> _Provided records_
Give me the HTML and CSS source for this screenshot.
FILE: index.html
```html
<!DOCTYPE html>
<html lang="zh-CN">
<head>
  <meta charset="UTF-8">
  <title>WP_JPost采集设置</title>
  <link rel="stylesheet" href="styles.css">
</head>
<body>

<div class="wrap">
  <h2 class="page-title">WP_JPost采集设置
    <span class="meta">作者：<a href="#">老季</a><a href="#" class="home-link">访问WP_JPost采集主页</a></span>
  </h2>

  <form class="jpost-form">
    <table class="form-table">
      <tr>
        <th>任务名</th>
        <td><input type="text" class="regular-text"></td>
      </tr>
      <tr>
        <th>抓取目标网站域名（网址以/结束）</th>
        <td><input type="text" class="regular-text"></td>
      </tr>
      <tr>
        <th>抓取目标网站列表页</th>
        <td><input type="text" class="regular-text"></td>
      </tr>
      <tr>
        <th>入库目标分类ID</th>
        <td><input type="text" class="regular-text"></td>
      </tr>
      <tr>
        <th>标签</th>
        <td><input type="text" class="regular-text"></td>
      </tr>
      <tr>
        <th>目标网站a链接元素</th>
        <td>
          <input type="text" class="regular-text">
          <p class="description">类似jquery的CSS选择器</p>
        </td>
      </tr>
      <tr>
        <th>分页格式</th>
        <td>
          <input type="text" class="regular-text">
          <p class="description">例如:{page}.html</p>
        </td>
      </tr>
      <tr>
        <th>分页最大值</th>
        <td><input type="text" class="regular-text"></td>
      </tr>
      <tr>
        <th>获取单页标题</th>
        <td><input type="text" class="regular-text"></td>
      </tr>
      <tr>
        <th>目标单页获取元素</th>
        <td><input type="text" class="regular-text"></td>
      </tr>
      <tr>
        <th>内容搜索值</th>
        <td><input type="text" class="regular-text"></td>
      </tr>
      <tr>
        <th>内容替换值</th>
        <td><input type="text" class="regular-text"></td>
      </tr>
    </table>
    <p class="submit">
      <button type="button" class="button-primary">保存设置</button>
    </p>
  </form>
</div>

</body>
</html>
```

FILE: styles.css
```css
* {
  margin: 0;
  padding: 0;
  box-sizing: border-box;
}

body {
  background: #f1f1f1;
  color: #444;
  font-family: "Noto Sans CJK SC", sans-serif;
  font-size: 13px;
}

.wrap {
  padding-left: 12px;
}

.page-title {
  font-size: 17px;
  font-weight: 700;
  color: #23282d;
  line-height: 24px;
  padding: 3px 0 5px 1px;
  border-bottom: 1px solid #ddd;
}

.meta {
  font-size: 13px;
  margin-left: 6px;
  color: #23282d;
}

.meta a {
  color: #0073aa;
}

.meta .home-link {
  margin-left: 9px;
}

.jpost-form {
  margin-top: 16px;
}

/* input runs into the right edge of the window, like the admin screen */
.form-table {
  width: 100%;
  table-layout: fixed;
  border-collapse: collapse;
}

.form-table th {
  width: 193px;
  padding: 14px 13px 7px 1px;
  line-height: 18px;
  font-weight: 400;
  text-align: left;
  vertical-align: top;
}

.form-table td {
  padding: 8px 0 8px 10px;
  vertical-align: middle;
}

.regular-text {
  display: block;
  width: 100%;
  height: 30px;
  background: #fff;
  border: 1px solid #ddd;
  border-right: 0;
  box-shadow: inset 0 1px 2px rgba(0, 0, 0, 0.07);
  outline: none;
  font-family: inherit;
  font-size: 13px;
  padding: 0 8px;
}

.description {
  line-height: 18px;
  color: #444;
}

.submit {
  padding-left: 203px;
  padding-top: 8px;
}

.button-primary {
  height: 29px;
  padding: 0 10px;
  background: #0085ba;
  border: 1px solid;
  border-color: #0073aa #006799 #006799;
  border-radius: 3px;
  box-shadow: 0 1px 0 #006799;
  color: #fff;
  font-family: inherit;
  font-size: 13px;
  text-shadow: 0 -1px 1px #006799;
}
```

...

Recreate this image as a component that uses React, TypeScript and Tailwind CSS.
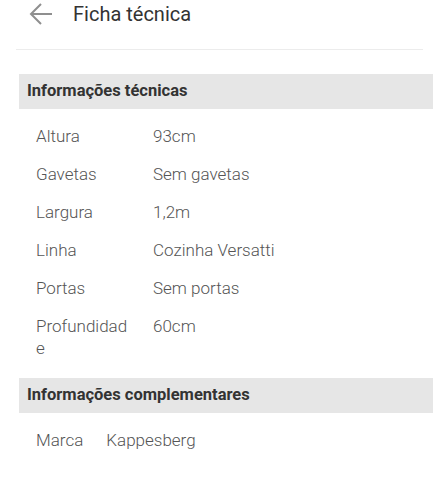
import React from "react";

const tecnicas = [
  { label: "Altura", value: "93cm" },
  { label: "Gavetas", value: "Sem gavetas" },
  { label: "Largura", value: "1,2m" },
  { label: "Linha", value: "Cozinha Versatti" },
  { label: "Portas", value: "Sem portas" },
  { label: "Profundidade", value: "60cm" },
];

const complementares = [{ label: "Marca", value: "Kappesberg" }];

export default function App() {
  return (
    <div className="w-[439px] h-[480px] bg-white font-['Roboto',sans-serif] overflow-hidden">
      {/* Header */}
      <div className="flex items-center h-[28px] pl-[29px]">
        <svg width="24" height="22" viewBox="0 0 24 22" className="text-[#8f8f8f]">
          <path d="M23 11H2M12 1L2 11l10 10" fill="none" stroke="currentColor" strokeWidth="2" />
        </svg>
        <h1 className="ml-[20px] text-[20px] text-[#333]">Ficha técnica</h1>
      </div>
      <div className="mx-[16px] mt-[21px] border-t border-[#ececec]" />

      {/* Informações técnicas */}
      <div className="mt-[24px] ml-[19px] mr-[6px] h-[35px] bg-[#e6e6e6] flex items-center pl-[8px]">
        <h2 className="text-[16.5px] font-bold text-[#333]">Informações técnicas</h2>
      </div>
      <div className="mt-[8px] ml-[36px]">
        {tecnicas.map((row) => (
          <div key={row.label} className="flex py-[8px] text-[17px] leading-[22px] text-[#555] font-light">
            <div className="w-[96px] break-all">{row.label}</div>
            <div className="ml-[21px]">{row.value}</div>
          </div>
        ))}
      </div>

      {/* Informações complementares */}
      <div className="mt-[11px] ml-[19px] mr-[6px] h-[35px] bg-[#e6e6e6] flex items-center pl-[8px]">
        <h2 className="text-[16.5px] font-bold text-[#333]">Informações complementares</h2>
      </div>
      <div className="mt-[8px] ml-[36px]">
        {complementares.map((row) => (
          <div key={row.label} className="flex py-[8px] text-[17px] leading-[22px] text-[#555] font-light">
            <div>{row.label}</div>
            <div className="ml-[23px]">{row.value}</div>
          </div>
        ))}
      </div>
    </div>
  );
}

* * *

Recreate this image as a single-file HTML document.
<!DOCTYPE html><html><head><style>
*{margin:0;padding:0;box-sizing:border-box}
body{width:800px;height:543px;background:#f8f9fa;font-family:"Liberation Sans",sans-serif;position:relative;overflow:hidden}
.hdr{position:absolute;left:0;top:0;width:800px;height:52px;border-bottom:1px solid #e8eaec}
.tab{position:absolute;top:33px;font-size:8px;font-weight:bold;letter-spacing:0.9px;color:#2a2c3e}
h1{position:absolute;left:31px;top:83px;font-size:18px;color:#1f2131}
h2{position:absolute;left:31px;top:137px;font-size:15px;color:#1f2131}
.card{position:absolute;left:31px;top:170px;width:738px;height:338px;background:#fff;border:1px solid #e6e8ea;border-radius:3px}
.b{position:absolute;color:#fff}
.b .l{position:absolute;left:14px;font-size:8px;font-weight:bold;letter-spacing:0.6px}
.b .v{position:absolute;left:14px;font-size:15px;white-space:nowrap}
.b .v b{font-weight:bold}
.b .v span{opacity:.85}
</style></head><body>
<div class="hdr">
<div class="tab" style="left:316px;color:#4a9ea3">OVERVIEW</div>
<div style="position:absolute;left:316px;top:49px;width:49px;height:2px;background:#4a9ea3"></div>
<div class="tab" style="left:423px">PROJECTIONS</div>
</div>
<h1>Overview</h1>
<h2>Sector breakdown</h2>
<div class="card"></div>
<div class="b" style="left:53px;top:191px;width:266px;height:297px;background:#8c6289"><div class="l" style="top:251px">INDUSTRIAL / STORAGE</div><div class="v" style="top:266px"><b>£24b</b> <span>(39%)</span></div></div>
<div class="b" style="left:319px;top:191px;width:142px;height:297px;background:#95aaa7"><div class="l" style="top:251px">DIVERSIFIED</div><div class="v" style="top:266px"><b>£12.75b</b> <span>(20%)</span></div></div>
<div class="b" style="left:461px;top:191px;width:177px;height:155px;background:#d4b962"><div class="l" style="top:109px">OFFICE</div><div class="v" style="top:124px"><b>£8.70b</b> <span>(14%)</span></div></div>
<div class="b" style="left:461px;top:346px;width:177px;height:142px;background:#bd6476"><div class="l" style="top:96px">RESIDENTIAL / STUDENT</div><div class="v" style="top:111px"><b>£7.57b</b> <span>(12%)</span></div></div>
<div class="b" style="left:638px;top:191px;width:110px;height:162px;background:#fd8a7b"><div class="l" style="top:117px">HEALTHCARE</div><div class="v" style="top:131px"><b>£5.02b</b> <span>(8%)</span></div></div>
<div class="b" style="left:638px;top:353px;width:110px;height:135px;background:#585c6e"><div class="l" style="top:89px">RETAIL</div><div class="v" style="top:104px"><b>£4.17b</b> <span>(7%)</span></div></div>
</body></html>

> _Aim of the task_
Search the lines for "this". Copy each line that has it.

> _Task output_
Give me the HTML and CSS source for this screenshot.
Recreate this image as a component that uses React, TypeScript and Tailwind CSS.
Recreate this image as a single-file HTML document.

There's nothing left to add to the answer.